The frame I am going to analyse is shown below.
It is just a simple display of the dual layer ambient occlusion. I will follow the frame through step by step to understand exactly how the image was produced. I have started with a simple example and will eventually move on to cover the whole process including AO, reflections and indirect lighting.
As is normal with many applications it first begins by clearing all render targets and depth buffers. In this case, there are 9 different render targets and 2 depth buffers that are all cleared in preparation for the frame. A lot of these targets are currently redundant. Potentially because we are just looking at AO on its own. Or it’s just the nature of the engine that it binds unused render targets.
Anyway, after clearing all resources it generates the G-Buffer. Here the application is using the 2 pass depth peeling method rather than the single pass reprojection method mentioned in the previous post. This is likely used as their is no prediction involved in generating the second layer thus avoiding potential artefacts. This doesn’t affect how we look at the rest of the frame as we would have the same information either way just generated using different methods.
For the first layer generation, there are 6 total render targets bound. Render target 0 contains the view space normals while render target 1 contains diffuse colour. All other render targets appear to be empty bar render target 5 which is a uniform brownish colour.
Only 2 render targets are bound for the second layer, in the same layout as before. 0 contains view space normals while 1 contains diffuse colour. This tells us that the uniform brown from the first generation is likely of little importance.
After looking at the shader bound to the pipeline it tells us that render target 5 contains screen space motion vectors. We can understand why this is brown by looking at the given colour (0.5, 0.5, 0.0) and deducing that it is this way because we are looking at a stationary image. Under movement, we would get varying values depending on how much the objects moved in the frame.The values for x and y are 0.5 because they have been modified to fit the [-1, 1] range into a normalised texture. On calculation, the values would have been 0 denoting no movement.
Now that the G-Buffer has been generated we can use it to calculate the AO.
Calculating Ambient Occlusion
What’s interesting is that pretty much everything I just explained is pointless as none of it is required for calculating ambient occlusion (Sometimes the normals are used in AO calculation). However, what was needed was the depth buffers for each of the layers which were automatically generated as part of the rasterization process. The depths of each of the layers are used to generate the camera-space Z coordinates for each pixel. In a simple pre-pass both depth buffers are taken as input and are used to reconstruct the camera-space Z coordinate for each layer which are then saved into both channels of an RG16F render target. (RG16F meaning a 16 bit per channel floating point format with only a red and green channel)

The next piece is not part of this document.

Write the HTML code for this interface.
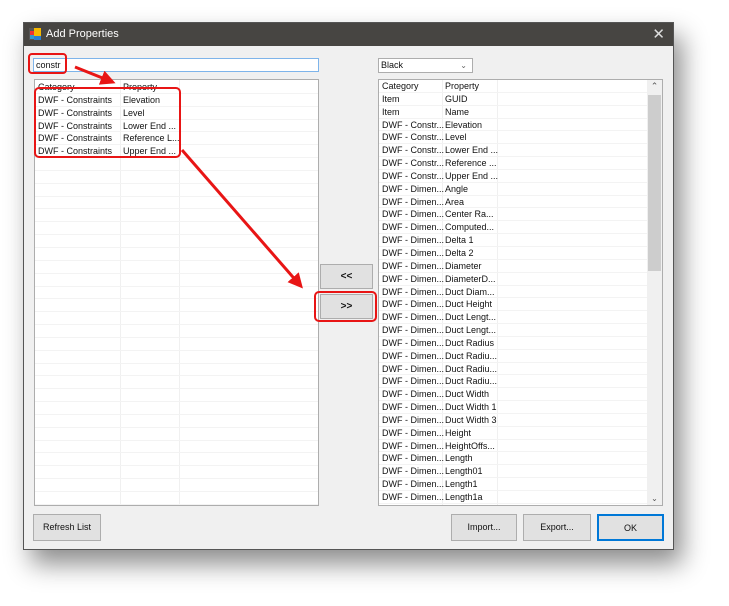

The depths for both the first and second layer are displayed below. The values have been scaled slightly to make the visualisation easier. Here darker values are closer to the camera.
Visualising the generated camera space Z buffer would look similar to this in principle so is not shown.
Now that all required information is available to the application the ambient occlusion can be calculated.
The application uses a modified version of the Scalable Ambient Obscurance algorithm explained here. Funnily enough published by the same authors. The algorithm is complex and thus explanation of how it works will be left for another post.
The generated AO can be seen below. Everything looks red since it is just stored in a single channel of a texture. The final black and white image is just a visualisation of this calculated AO term.
As you can see the generated image is quite noisy. To reduce the noisyness of the image it is put through a seperable Gaussian blur.
As you can see from this trio of images the noise is reduced quite heavily.
And finally this blurred AO is converted to greyscale to generate the final image. (Plus some UI)
The process is relatively simple. The most complex part is the AO generation. I do feel that by taking a look at how the application works I understand more clearly what I need to add to my own engine. In simple terms, the process can be summarised in the following steps.
- Generate deep G-Buffer
- Convert depth to camera-space Z
- Generate AO
After the final blur, the AO texture is ready for use. In the following post, I will go into a deeper explanation of how the AO generation works and what was modified to make it work with deep G-Buffers.